President Buhari, in a letter to the National Assembly, explained his reasons for rejection of the amended Electoral Act, particularly as its sanctioning would impact the preparations and conduct of the 2019 elections.
Buhari stated: “Pursuant to section 58(4) of Constitution of the Federal Republic of Nigeria 1999 (as amended), I hereby convey to the House of Representatives, my decision on 6th December 2018 to decline Presidential Assent to the Electoral (Amendment) Bill, 2018, passed by the National Assembly.
“I am declining assent to the Bill, principally, because I am concerned that passing a new electoral bill this far into the electoral process for the 2019 general elections, which commenced under the 2015 Electoral Act, could create some uncertainty about the applicable legislation to govern the process.
“Any real or apparent change to the rules this close to the election, may provide an opportunity for disruption and confusion in respect of which law governs the electoral process.”
Significantly, the rejected amended Electoral Bill 2018 contained far-reaching provisions, one of which’s the introduction of electronic transfer of election results, aimed at improving the credibility of the electoral process.
That’s why critics were unsparing of Buhari, alleging that the transfer of poll results electronically would expose the manipulative tendency of the president’s ruling party, the All Progressives Congress (APC), to retain power in 2019.
However, Buhari, facing no other election in his eight-year tenure that ends in May 2023, has signed the Electoral Act Amendment Bill into law in 2022, after an initial request for certain amendments to be effected by the National Assembly, headed by Senate President Ahmad Lawan.
The new Electoral Act contains further innovations relating to the use of technology in the electoral process. The Act empowers the INEC to decide on the use of technology during elections.
The innovations include the adoption of Bimodal Voter Accreditation System (BVAS) and INEC Result Viewing (IReV) portal, which involves electronic transfer of election results – that can be viewed real time – on election days.
So far, INEC has experimented with the technology in the isolated governorship elections in Edo, Anambra, Ekiti and Osun states, with encouraging results acceptable to many.
President Buhari, at the signing of the amended Electoral Act, declared: “It is gratifying to note that the current Bill comes with a great deal of improvement from the previous Electoral Bill 2021.
“There are salient and praiseworthy provisions that could positively revolutionize elections in Nigeria through the introduction of new technological innovations.
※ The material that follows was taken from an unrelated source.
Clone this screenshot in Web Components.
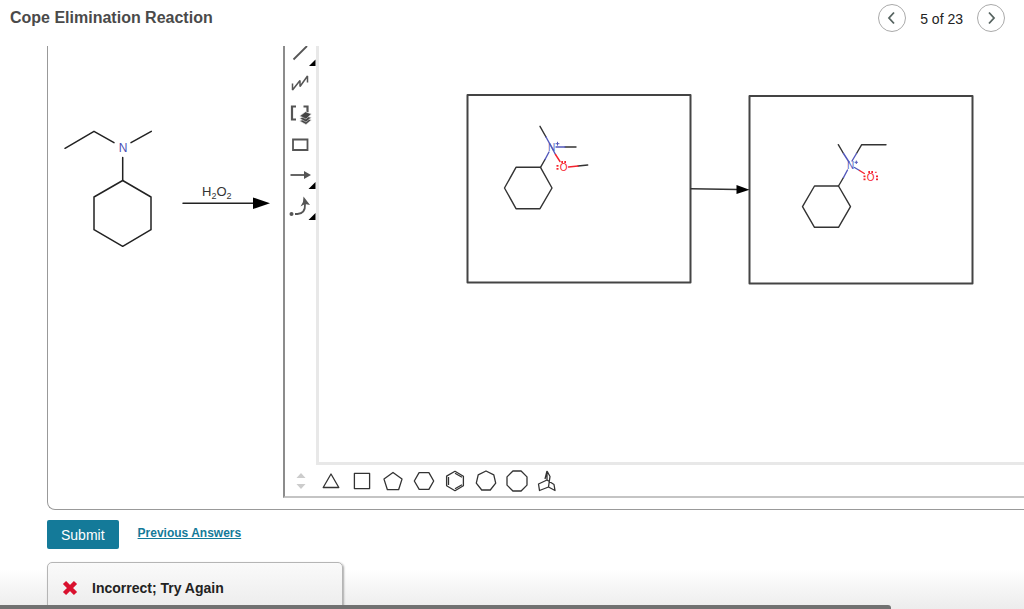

These innovations would guarantee the constitutional rights of citizens to vote and to do so effectively.
“The Bill would also improve and engender clarity, effectiveness and transparency of the election process, as well as reduce to the barest minimum incidences of acrimony arising from dissatisfied candidates and political parties.
“These commendable efforts are in line with our policy to bequeath posterity and landmark legal framework that paves the way for a credible and sound electoral process that we would all be proud of.
“Distinguished Senators and Honourable Members of the National Assembly, from the review, it is my perspective that the substance of the Bill is both reformative and progressive.
“I am making this bold declaration because I foresee the great potentials of the Bill. Worthy of note include the democratic efficacy of the Bill with particular reference to sections 3, 9(2), 34, 41, 47, 84(9), (10) and (11) among others.”
But being able to transmit election results electronically isn’t a guarantee for free, fair, transparent and credible elections, as the average Nigerian politician has the tendency to manipulate and subvert the system.
Fears are already being expressed about possible manipulation of the election equipment by unscrupulous INEC officials doing the bidding of corrupt politicians.
There’s a video trending on social media, claiming that the people seen in the film – reportedly INEC staff members – were imputing (uploading) PVC data into cellphones provided to them by politicians.
Nobody is certain how this could be deployed in 2023 to replace, and/or manipulate the figures transmitted to the INEC server, but if the culprits are indeed INEC’s staff, they must possess the back-end code to tweak the INEC server and change the uploaded results from the polling units.
If what happened in the mid 2022 Osun State governorship poll is any guide, the fear of electronically rigging the 2023 elections is real. The INEC allegedly had two sets of results in the Osun poll: The one declared following the close of the balloting, and another produced after about three weeks of the election, to cure the defects in the earlier declared results.
Perhaps, this is one of the grounds of the petition filed by the defeated APC and its candidate, former Governor Gboyega Oyetola, alleging over-voting in over 700 polling units in favour of the Peoples Democratic Party (PDP) and its candidate, Ademola Adeleke.
How can INEC, entrusted with the responsibility of conducting transparent and credible elections, produce two sets of results for the same election? Which one will the voters believe?
It’s the first time Nigerians were made aware of such an electoral phenomenon. So, can the voters trust the electoral umpire to produce authentic results in future elections, especially for the make-or-mar 2023 exercise that’s projected to deepen and consolidate Nigeria’s democratic governance?
The spectre of electronically-manipulated poll results has virtually pushed to the background the incidence of physical attacks against political opponents, voters, poll workers and INEC facilities and equipment.
Killing of political leaders has been recurring since the First Republic, particularly the wanton destruction of life and property in the Western Region (South-West), which’s cited as a reason for the first Military coup in 1966.
Political killings were also rampant in the Second and Fourth Republics, but have abated in recent times, even as attacks on INEC’s offices, destruction of its documents, machines and PVCs have escalated, thereby posing a new dimension of electoral violence threatening the 2023 general election barely two and half months away.
Nonetheless, the INEC has given the assurance that the commission would reproduce the destroyed PVCs and other materials for the smooth conduct of the 2023 polls.
That said, only free, fair, credible and transparent elections can reflect the true wishes and expectations of the people, as contained in the innovations in the Electoral Act 2022. Therefore, Nigerians of whatever political leaning and persuasion should join the INEC to achieve this onerous, but laudable goal in 2023.